We did some measurements when I worked at B.N.L. to see what kind of stress various sized electoronics "stuff" was subjected to in shipment. Would you believe 5 to 30 Gs? Is it any wonder things get smashed in transit? My method of packing has never failed for a computer similar to the SOL-20, Apple II, Commadore and similarly pasckaged PCs and I have used it on IMSAI, ALYAAIR, CROMEMCO, VECTOR GRAPHICS and similar systems and while it is more work due to size constraints on shipping boxes, it does work.

Erik
November 26th, 2003, 10:01 AM
I agree with most of your packing advice but I refuse to use Styrofoam of any sort in packing electronics. Peanuts and formed Syrofoam are just evil.

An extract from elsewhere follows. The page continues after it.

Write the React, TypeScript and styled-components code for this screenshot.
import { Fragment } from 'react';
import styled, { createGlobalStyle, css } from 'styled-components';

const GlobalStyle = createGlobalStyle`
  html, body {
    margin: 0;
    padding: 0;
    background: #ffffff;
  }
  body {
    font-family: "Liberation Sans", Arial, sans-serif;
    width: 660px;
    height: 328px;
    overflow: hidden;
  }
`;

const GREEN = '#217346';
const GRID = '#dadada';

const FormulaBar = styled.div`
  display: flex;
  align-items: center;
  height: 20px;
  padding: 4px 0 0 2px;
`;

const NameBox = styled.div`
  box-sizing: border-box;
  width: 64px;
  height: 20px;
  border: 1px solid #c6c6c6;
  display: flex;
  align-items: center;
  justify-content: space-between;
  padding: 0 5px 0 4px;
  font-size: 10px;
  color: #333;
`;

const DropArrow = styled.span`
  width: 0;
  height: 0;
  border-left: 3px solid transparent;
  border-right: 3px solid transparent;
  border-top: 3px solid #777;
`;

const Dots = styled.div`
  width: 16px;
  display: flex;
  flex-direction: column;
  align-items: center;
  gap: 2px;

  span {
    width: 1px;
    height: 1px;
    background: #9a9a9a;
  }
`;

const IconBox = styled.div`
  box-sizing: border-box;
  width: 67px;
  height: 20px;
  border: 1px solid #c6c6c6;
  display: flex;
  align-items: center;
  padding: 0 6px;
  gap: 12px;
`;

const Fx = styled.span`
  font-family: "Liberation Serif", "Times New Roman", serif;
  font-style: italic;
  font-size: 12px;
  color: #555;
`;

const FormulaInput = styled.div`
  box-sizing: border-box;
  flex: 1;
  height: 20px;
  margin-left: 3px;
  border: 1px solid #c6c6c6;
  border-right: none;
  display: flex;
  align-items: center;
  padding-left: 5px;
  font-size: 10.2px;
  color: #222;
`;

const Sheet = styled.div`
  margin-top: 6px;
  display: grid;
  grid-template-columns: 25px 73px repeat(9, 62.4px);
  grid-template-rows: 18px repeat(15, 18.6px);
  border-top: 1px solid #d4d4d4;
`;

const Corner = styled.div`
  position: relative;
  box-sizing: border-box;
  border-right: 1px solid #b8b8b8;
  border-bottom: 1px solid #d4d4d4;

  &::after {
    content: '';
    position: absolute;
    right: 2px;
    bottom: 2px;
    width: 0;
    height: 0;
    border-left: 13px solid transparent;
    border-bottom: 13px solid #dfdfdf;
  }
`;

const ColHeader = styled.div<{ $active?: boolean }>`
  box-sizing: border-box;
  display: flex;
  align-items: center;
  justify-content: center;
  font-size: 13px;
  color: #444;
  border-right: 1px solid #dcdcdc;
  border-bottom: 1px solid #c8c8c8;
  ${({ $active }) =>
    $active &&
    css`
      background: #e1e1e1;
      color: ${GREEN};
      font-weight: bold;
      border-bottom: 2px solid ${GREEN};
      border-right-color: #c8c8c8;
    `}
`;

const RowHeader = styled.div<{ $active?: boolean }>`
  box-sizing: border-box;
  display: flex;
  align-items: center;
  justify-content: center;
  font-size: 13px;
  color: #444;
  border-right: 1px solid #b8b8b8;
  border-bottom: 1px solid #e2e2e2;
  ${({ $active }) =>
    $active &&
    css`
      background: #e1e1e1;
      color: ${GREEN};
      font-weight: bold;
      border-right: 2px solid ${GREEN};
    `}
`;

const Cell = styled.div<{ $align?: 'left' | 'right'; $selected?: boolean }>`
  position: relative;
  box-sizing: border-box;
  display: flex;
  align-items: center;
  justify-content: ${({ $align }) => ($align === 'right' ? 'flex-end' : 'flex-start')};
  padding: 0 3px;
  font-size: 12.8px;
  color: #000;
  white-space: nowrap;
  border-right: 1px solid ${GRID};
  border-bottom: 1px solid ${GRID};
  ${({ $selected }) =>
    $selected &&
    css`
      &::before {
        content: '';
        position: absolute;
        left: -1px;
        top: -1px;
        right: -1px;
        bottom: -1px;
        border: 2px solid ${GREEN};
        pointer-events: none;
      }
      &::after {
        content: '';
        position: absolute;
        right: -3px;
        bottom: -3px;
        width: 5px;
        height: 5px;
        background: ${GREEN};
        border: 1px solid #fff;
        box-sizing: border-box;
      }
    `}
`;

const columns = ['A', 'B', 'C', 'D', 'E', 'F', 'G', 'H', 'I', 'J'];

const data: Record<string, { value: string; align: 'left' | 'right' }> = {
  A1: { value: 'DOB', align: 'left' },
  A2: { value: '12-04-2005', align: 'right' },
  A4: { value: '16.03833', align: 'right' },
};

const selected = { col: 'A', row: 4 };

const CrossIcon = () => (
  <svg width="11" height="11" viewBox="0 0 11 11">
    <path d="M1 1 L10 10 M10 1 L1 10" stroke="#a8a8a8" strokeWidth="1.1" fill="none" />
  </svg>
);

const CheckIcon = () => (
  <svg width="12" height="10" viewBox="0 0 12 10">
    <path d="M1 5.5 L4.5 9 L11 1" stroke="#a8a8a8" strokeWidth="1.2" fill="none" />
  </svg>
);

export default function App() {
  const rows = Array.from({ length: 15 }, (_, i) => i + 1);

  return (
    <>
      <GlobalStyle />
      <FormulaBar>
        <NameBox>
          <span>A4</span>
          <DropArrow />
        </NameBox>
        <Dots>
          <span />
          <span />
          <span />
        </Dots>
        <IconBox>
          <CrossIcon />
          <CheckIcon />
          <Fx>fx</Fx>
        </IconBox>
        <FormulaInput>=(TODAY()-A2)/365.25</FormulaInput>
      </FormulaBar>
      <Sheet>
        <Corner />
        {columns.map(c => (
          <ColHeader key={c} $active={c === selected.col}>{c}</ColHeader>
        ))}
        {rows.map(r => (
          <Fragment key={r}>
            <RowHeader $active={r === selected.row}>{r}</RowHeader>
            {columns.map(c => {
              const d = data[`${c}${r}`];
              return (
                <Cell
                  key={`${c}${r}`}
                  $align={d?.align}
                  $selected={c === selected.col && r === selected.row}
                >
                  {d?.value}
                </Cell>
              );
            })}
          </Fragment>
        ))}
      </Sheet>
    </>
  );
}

I wrote up my packing standards an posted it at www.vintage-computer.com/howtopack.shtml. Your feedback would be most welcome!

Erik

olddataman
November 26th, 2003, 12:27 PM
Hi Erik;
I read your posting re packing that you referred to and only have one thing to add. Otherwise, it puts my advice to shame in it's thoroughness.
The only thing I would add is to remove any and all plug-in items that are inside the item itself. That is, the printed circfuit boards inside the computer that are plugged into edge cfonnefctors and otherwise are essetiallay "waving in the breeze." For example, Aapplle II add=in boards like the disk controller, I/o interfaces, display controllers, etc. and the same for S-100 boards. They can easiuly be jolted loose and raattle around to do much damage. They should be removed and packed seperately along with a note or chart to show where they should be placed when reinstalled. Most boards in machines produced since the IBM PC have the boards fastened in by brackets screwed down. But ever there, if the box is dropped from the cargo bay of a freight plane to the ground, the g forces are tremendous and the intermal boards can be subject to strains in directions that theyh wern't designed to resist.

Erik
November 28th, 2003, 09:24 PM
At your recommendation I added a section to the "how to pack" article.

Please let me know what you think!

Erik

olddataman
November 29th, 2003, 03:55 AM
Erik;
Well said my friend. I wish I could write so well.